You'll hardly find anything in Wacky Jacqui's Noggin to match ITs Scope, I'll gladly wager..... and that may even suggests that the Cosseted Closet of Cabinet Government is also Barren and Intellectually Challenged, as it is being so here done, on these Registered ITThreads.
HM XPects them to Rise to the Challenge and Engage/Lock Horns or Retire from the Field, Cowed/Bowed/Defeated/Disgraced?
"Common Article 3 of the four Geneva Conventions lists prohibited acts by parties to the convention. Such acts are-
* Violence to life and person, in particular, murder, mutilation, cruel treatment, and torture.
* Taking of hostages.
* Outrages against personal dignity, in particular, humiliating and degrading treatment.
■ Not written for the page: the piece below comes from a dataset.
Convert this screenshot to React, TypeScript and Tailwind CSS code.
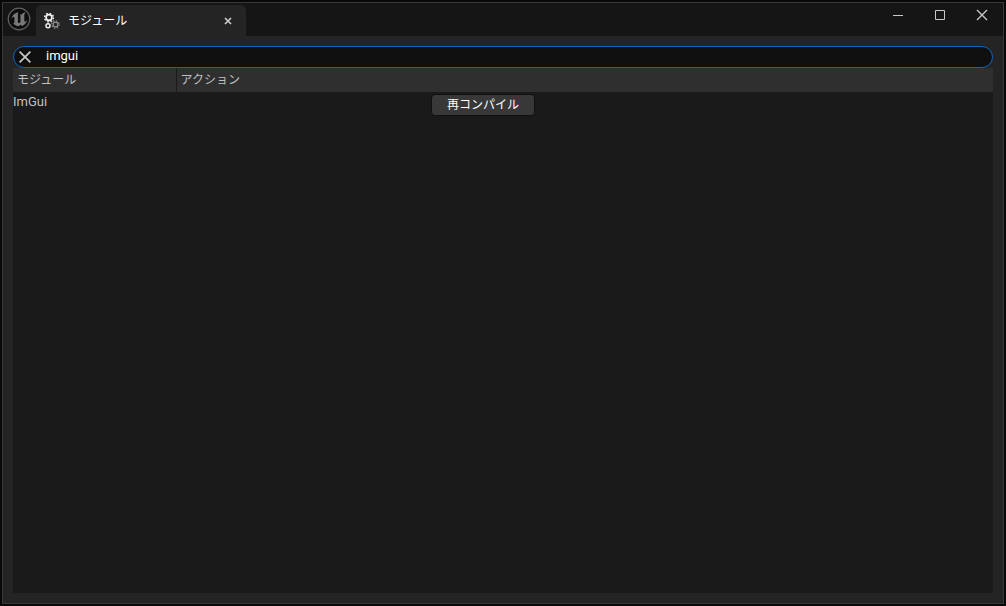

* Passing out sentences and carrying out executions without previous judgment by a regularly constituted court that affords all the official guarantees that are recog-nized as indispensable by civilized people.
* The provisions in the above paragraph represent a level of conduct that the United States expects each foreign country to observe. " ..... http://wikileaks.org/wiki/US_Special_Forces_counter-insurgency_manual_FM_31-20-3
That must be uncomfortable reading for some, who may have condoned/turned a blind eye and deaf ear to obvious abuses whilst being signed up to Convention. And the fact that the abuse is tolerated and even sanctioned makes it not even worth the paper it may be written on. But then war is a silly game played by mad men and fools alike at the expense of duped heroes and innocent souls.
To choose it as an option, whenever there are countless other alternative ploys, suggests a lack of intelligence and/or a national greed/need for foreign resources that a country cannot afford or afford to lose.
With Afghanistan's major export being what it is, that makes for Junk Bonds for any that would buy Treasury debt .... supporting Attack.